Dignidade existia apenas em um contexto formal, pois para sua existência no plano fático seria necessário enxergar o outro, as minorias, as maiorias, os seres independentemente de seus ideais, ou de suas escolhas, posto que todos são possuidores da essência humana. O discurso de justificação de sua ausência não pode ser aceito em nenhum contexto, devido ao fato de a dignidade não poder, em nenhum momento, ser confundida com submissão nem tampouco como posse. (SARLET, 2007). Diante das adversidades, das imposições, do absurdo, Leo, repetia em seu interior na tentativa de entender o porquê “nenhum de nós estivera na guerra; mas, para os russos, todos os alemães eram culpados dos crimes de Hitler” (MÜLLER, 2011, p.31)
A sociedade ainda reside na exclusão, como verificado pelo discurso de que a dignidade não é capaz de se materializar. A dignidade necessita do mínimo existencial para ser capaz de atingir o plano fático. Tal ato somente é possível se a interpretação for capaz de incluir e nunca excluir. As minorias se calam quando a dignidade não é materializada, quando os humanos não a querem compreender, gerando, por conseguinte, a falta de dignidade no trabalho, na família, ou em qualquer lugar (BARROSO, 2014).
Nesse cenário, o personagem principal começa a narrar uma espécie de tribunal de exceção. Não existem leis, não existe nada, a razão fica cega, o contexto se reverte, os mais fortes dominam aqueles que não eram vistos como seres humanos.

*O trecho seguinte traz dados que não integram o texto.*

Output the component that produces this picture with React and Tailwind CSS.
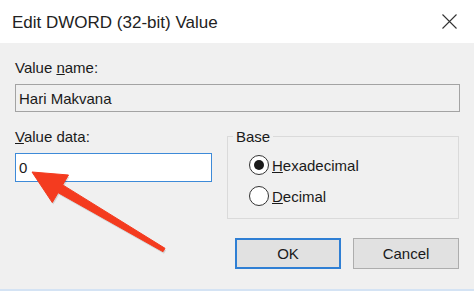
import React from 'react'

const FONT = "font-['Liberation_Sans','Arial',sans-serif]"

function Radio({ checked, children }) {
  return (
    <div className="flex items-center h-[20px]">
      <span className="w-[20px] h-[20px] rounded-full border border-[#333] bg-white flex items-center justify-center">
        {checked && <span className="w-[10px] h-[10px] rounded-full bg-[#1a1a1a]" />}
      </span>
      <span className="ml-[3px] text-[15px] leading-[17px]">{children}</span>
    </div>
  )
}

function Arrow() {
  // red annotation arrow pointing at the Value data box
  return (
    <svg className="absolute left-0 top-0 pointer-events-none" width="474" height="291" viewBox="0 0 474 291">
      <polygon
        points="33,174 69.5,177 63.7,186.9 166,250.3 164,253.7 59.1,194.7 53.3,204.6"
        fill="#000" opacity="0.12"
      />
      <polygon
        points="32,172 68.5,175 62.7,184.9 165,248.3 163,251.7 58.1,192.7 52.3,202.6"
        fill="#f43b1f" stroke="#f43b1f" strokeWidth="1" strokeLinejoin="round"
      />
    </svg>
  )
}

export default function App() {
  return (
    <div className={`relative w-[474px] h-[291px] overflow-hidden bg-[#f0f0f0] text-[#1a1a1a] border-b-2 border-[#d4e3f4] ${FONT}`}>
      <div className="h-[43px] bg-white flex items-center justify-between pl-[12px] pr-[17px]">
        <span className="text-[17px] leading-[20px] text-[#222] mt-[2px]">Edit DWORD (32-bit) Value</span>
        <svg width="15" height="15" viewBox="0 0 15 15">
          <path d="M0.5 0.5 L14.5 14.5 M14.5 0.5 L0.5 14.5" stroke="#333" strokeWidth="1.1" />
        </svg>
      </div>

      <div className="px-[15px] pt-[16px]">
        <div className="text-[15px] leading-[17px]">Value <span className="underline">n</span>ame:</div>
        <div className="mt-[8px] h-[28px] w-[445px] border border-[#a3a3a3] bg-[#f0f0f0] flex items-center pl-[3px] text-[15px] leading-[17px]">
          Hari Makvana
        </div>

        <div className="flex mt-[16px]">
          <div className="w-[197px]">
            <div className="text-[15px] leading-[17px]"><span className="underline">V</span>alue data:</div>
            <div className="mt-[8px] h-[29px] border border-[#3d8ad8] bg-white flex items-center pl-[3px] text-[15px] leading-[17px]">
              0
            </div>
          </div>
          <fieldset className="ml-[15px] w-[232px] h-[91px] border border-[#dadada] pl-[5px]">
            <legend className="px-[3px] text-[15px] leading-[17px]">Base</legend>
            <div className="pl-[16px] pt-[10px] flex flex-col gap-[11px]">
              <Radio checked><span className="underline">H</span>exadecimal</Radio>
              <Radio><span className="underline">D</span>ecimal</Radio>
            </div>
          </fieldset>
        </div>

        <div className="flex justify-end gap-[12px] mt-[19px]">
          <button className="w-[106px] h-[31px] border-2 border-[#2f7fd4] bg-[#e1e1e1] text-[15px] leading-[17px]">OK</button>
          <button className="w-[106px] h-[31px] border border-[#adadad] bg-[#e1e1e1] text-[15px] leading-[17px]">Cancel</button>
        </div>
      </div>

      <Arrow />
    </div>
  )
}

Ela existe porque o Anjo da Fome também é um ladrão, um ladrão que nos rouba o cérebro. O tribunal do pão não conhece preâmbulos ou perorações: vive apenas o momento presente. Totalmente transparente ou totalmente misterioso. De qualquer forma, a violência do tribunal do pão é diferente da violência sem fome. Não é possível apresentar-se diante dele com a moralidade de todos os dias (MÜLLER, 2011, p.76).
Müller (2011) demonstra que diante dos desafios, da ausência de materialização das leis, do mínimo existencial, o personagem sobrevive. Sua luta interna sobrepõe-se às adversidades, e quando os tratamentos não dignos são transformados em normal, a única coisa a fazer é tentar voltar. Para o personagem desse romance a vida não foi fácil, o trabalho forçado, a humilhação, o reflexo que o aproximava do ser que ele temia e sua transformação. Essa obra demonstra a importância de promover a dignidade em todas as áreas. Porque quando os interpretes não analisam as leis de forma a abarcar as diversas situações as próprias leis podem promover uma espécie de exclusão.
Quanto aos documentos internacionais a dignidade da pessoa pode possuir maior ou menor abrangência jurídica, ou até mesmo não existir de forma positivada. Para Wallestein (2007) a maioria dos países segue uma tendência determinada pela Europa, que pode gerar consequências capazes de afetar a economia, a cultura, os direitos, política e demais interações sociais, o autor reconhece a existência dos países que não seguem tal tendência, como ocorre com os países do oriente, ressalto que o próprio Wallestein (2007) critica o universalismo. Alguns doutrinadores defendem que a dignidade da pessoa humana “tornou-se uma ideia onipresente também no Direito Internacional” (BARROSO, 2014, p.29), e destacam que a dignidade é mencionada em vários tratados como, por exemplo, a “Carta da ONU (1945), a Declaração Universal dos Direitos do Homem (1948), a Convenção Internacional para a Eliminação de Todas as Formas de Discriminação Racial (1965)” (BARROSO, 2012, p. 29), cada documento abrangendo e ressaltando a dignidade dentro de suas próprias peculiaridades, fato que gera dentro desse quadro, a existência de “uma discussão complexa sobre a dignidade se deu no caso Ômega, no qual a Corte decidiu que a dignidade humana pode ter diferentes significados e alcances dentro das jurisdições domésticas da União Européia” (BARROSO, 2012, p.12).